Holding — Armstrong, J.
- The United States District Court for the Northern District of California held that Signatures did not have the right to demand repayment of unrecouped advances from the defendants.
Rule
- A party's right to demand repayment of advances under a contract may be extinguished upon the completion of the relevant performance, and subsequent amendments to the contract do not automatically revive that right unless expressly stated.
Reasoning
- The United States District Court reasoned that the right to demand repayment of advances under the original agreement had been extinguished upon the completion of the First Concert Series in 1997.
- The court found that the amendments to the agreement did not revive this right, as they were prospective and did not explicitly address repayment of unrecouped advances from the prior agreement.
- Moreover, the court highlighted that the amendment clarified that unrecouped advances could still be recouped from royalties earned under the new contract, but it did not grant a right to demand repayment of those advances.
- Since Signatures' claim was based on the extinguished right to repayment from the original agreement, it ultimately failed to establish a breach of contract by the defendants.
- The court also deemed an additional declaration regarding settlement efforts inadmissible under the relevant rules of evidence.
Deep Dive: How the Court Reached Its Decision
Court's Interpretation of the Agreement
The court first examined the original Merchandising License Agreement between Signatures and EEI, focusing on the terms concerning advances and repayment. It determined that the right to demand repayment of advances was extinguished upon the completion of the First Concert Series in 1997. The court highlighted that the Agreement contained a specific clause indicating that repayment obligations would cease once the concert series concluded. This interpretation was crucial because it set the foundation for evaluating whether subsequent amendments could revive any extinguished rights related to the unrecouped advances. The court found that the amendments made in 2000 did not explicitly address the repayment rights from the earlier agreement, which further solidified its conclusion. By asserting that the repayment right was no longer applicable, the court eliminated any possibility that the new terms could retroactively affect the obligations stemming from the original agreement. Ultimately, the court concluded that the original contract's provisions were unambiguous and did not allow for any interpretation that would support Signatures' claim for repayment of unrecouped advances. Furthermore, the court noted that any ambiguities related to the contract must be resolved by examining the language of the agreement itself rather than relying on extrinsic evidence. As such, the court maintained a strict adherence to the contract's language and the specific timelines it laid out.
Analysis of the Amendment
Upon reviewing the Amendment to the Agreement, the court found that it did not create a right for Signatures to demand repayment of the unrecouped advances from the First Concert Series. The Amendment explicitly stated that unrecouped advances could still be recouped from future royalties earned under the new agreement, but it failed to restore the right to repayment. The court underscored the importance of the Amendment's language, which was designed to clarify the ongoing ability to recoup from royalties, rather than to resurrect any extinguished rights. Moreover, the court noted that the Amendment was prospective in nature, meaning it applied to future actions and obligations rather than revisiting past agreements. The amendment's provisions, including performance requirements and advances, were not intended to alter the finality of the previous agreement’s repayment conditions. Thus, the court concluded that the Amendment did not create any new obligations regarding the repayment of unrecouped advances, reinforcing the idea that rights must be explicitly stated to be enforceable. As a result, the court determined that Signatures' claims were fundamentally flawed, as they relied on a non-existent right to repayment that had been extinguished years prior.

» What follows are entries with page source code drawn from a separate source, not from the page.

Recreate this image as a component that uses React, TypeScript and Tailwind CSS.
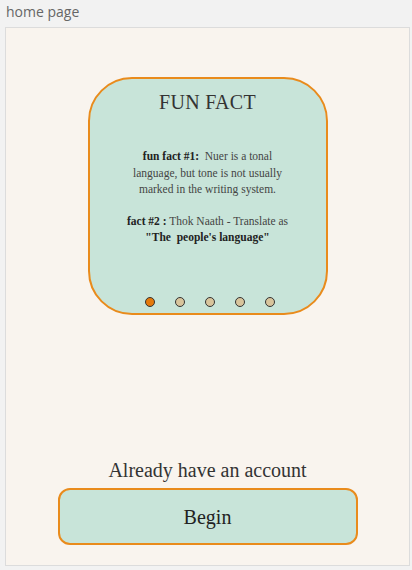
export default function App() {
  const dots = [true, false, false, false, false]
  return (
    <main className="w-[412px] h-[570px] bg-[#f2f2f2] relative overflow-hidden">
      <div className="pl-[6px] pt-[3px] h-[27px] text-[14px] leading-[18px] text-[#666] font-['Open_Sans',sans-serif]">
        home page
      </div>
      <div className="ml-[5px] w-[405px] h-[539px] border border-[#dcdcdc] bg-[#f9f4ee] flex flex-col items-center font-['Liberation_Serif',serif]">
        <div className="mt-[49px] w-[240px] h-[238px] rounded-[44px] border-2 border-[#e98b1c] bg-[#c8e4d9] flex flex-col items-center">
          <h1 className="mt-[10px] text-[20px] leading-[26px] text-[#333] tracking-[0.3px]">FUN FACT</h1>
          <div className="mt-[33px] text-center text-[11.5px] leading-[16.5px] text-[#444] whitespace-nowrap">
            <p>
              <b className="text-[#222]">fun fact #1:</b>&nbsp; Nuer is a tonal
              <br />
              language, but tone is not usually
              <br />
              marked in the writing system.
            </p>
            <p className="mt-[15px]">
              <b className="text-[#222]">fact #2 :</b> Thok Naath - Translate as
              <br />
              <b className="text-[#222]">"The&nbsp; people's language"</b>
            </p>
          </div>
          <div className="mt-auto mb-[6px] ml-[4px] flex gap-[20px]">
            {dots.map((on, i) => (
              <span
                key={i}
                className={`w-[10px] h-[10px] rounded-full border border-[#333] ${on ? "bg-[#e57a0c]" : "bg-[#d8c49c]"}`}
              />
            ))}
          </div>
        </div>
        <div className="flex-1" />
        <p className="text-[20px] leading-[26px] text-[#333]">Already have an account</p>
        <button className="mt-[5px] mb-[20px] w-[300px] h-[57px] rounded-[12px] border-2 border-[#e98b1c] bg-[#c8e4d9] text-[20px] text-[#222] font-['Liberation_Serif',serif]">
          Begin
        </button>
      </div>
    </main>
  )
}
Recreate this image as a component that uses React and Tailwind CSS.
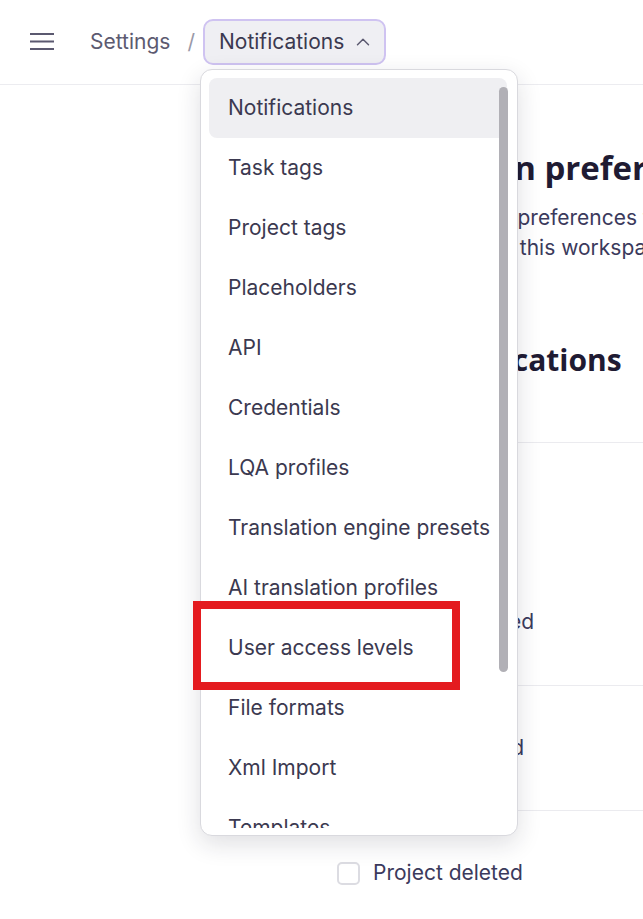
import { ChevronUp } from 'lucide-react';

const menuItems = [
    'Notifications',
    'Task tags',
    'Project tags',
    'Placeholders',
    'API',
    'Credentials',
    'LQA profiles',
    'Translation engine presets',
    'AI translation profiles',
    'User access levels',
    'File formats',
    'Xml Import',
    'Templates',
];

const Checkbox = ({ label }) => (
    <label className="flex items-center gap-[13px] text-[21px] text-[#3b3a5c]">
        <span className="w-[23px] h-[23px] rounded-[5px] border-2 border-[#dcdce2] bg-white" />
        {label}
    </label>
);

const App = () => {
    return (
        <div className="relative h-screen w-full overflow-hidden bg-white font-['Inter','Noto_Sans',sans-serif] text-[#3b3950]">
            {/* Top bar with breadcrumbs */}
            <header className="h-[85px] border-b border-[#ececf0] flex items-center pl-[30px]">
                <svg width="24" height="18" viewBox="0 0 24 18" className="text-[#5b5970]">
                    <path d="M0 1h24M0 8.5h24M0 16h24" stroke="currentColor" strokeWidth="2" />
                </svg>
                <span className="ml-[36px] text-[21px] text-[#5c5a70]">Settings</span>
                <span className="ml-[17px] text-[21px] text-[#9a99a8]">/</span>
                <button className="ml-[8px] h-[46px] w-[183px] flex items-center pl-[14px] gap-[8px] rounded-[10px] border-2 border-[#cfc3f1] bg-[#efeff3] text-[21px] text-[#3b3950]">
                    Notifications
                    <ChevronUp size={22} strokeWidth={1.6} className="text-[#5b5970]" />
                </button>
            </header>

            {/* Settings page content */}
            <main className="pl-[338px] text-[#1f1b33]">
                <h1 className="mt-[62px] font-['Open_Sans','Inter',sans-serif] text-[33px] leading-[42px] font-bold whitespace-nowrap">
                    Notification preferences
                </h1>
                <p className="mt-[14px] ml-[35px] text-[21px] leading-[30px] text-[#3b3a5c] whitespace-nowrap">
                    Manage email preferences that apply
                    <br />
                    to everyone in this workspace.
                </p>
                <h2 className="mt-[78px] ml-[3px] font-['Open_Sans','Inter',sans-serif] text-[30px] leading-[38px] font-bold whitespace-nowrap">
                    Email notifications
                </h2>
            </main>

            <section className="mt-[63px] ml-[313px]">
                <div className="h-[243px] border-t border-[#ebebef] pl-[24px] flex flex-col justify-end pb-[48px] gap-[26px]">
                    <span className="text-[21px] font-semibold text-[#1f1b33]">Projects</span>
                    <Checkbox label="Project archived" />
                </div>
                <div className="h-[125px] border-t border-[#ebebef] pl-[24px] flex items-center">
                    <Checkbox label="Project created" />
                </div>
                <div className="h-[125px] border-t border-[#ebebef] pl-[24px] flex items-center">
                    <Checkbox label="Project deleted" />
                </div>
            </section>

            {/* Breadcrumb dropdown */}
            <div className="absolute left-[200px] top-[69px] w-[318px] h-[767px] rounded-[12px] border border-[#d9d9de] bg-white shadow-[0_8px_24px_rgba(30,27,50,0.14)] pl-[8px] pr-[10px] pt-[8px] pb-[7px]">
                <ul className="h-full overflow-hidden">
                    {menuItems.map((item, i) => (
                        <li
                            key={item}
                            className={`h-[60px] shrink-0 flex items-center pl-[19px] rounded-[8px] text-[21px] text-[#3b3950] whitespace-nowrap ${i === 0 ? 'bg-[#efeff2]' : ''}`}
                        >
                            {item}
                        </li>
                    ))}
                </ul>
                <div className="absolute left-[298px] top-[17px] w-[9px] h-[585px] rounded-full bg-[#b1b0b6]" />
            </div>

            {/* Highlight frame */}
            <div className="absolute left-[193px] top-[601px] w-[267px] h-[89px] border-[8px] border-[#e41b1f]" />
        </div>
    );
};

export default App;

Conclusion on Breach of Contract
In light of the findings regarding the Agreement and the Amendment, the court concluded that Signatures did not prove a breach of contract by the defendants. The court reasoned that without a valid right to demand repayment of the unrecouped advances, there could be no basis for a breach claim. Since Signatures' claim centered on the unrecouped advances that had already been deemed non-recoverable, the defendants could not be held liable for any alleged breach. Additionally, the court noted the significance of the final payment made by Signatures, which indicated fulfillment of contractual obligations concerning the First Concert Series. This finality further supported the court's determination that the contractual relationship had reached its conclusion regarding repayment rights. The court also addressed the inadmissibility of extrinsic evidence related to settlement discussions, emphasizing that such evidence could not serve to alter the established terms of the Agreement. Consequently, the court granted the defendants' motion for summary judgment, effectively dismissing Signatures' claims and affirming that the rights to repayment had been extinguished.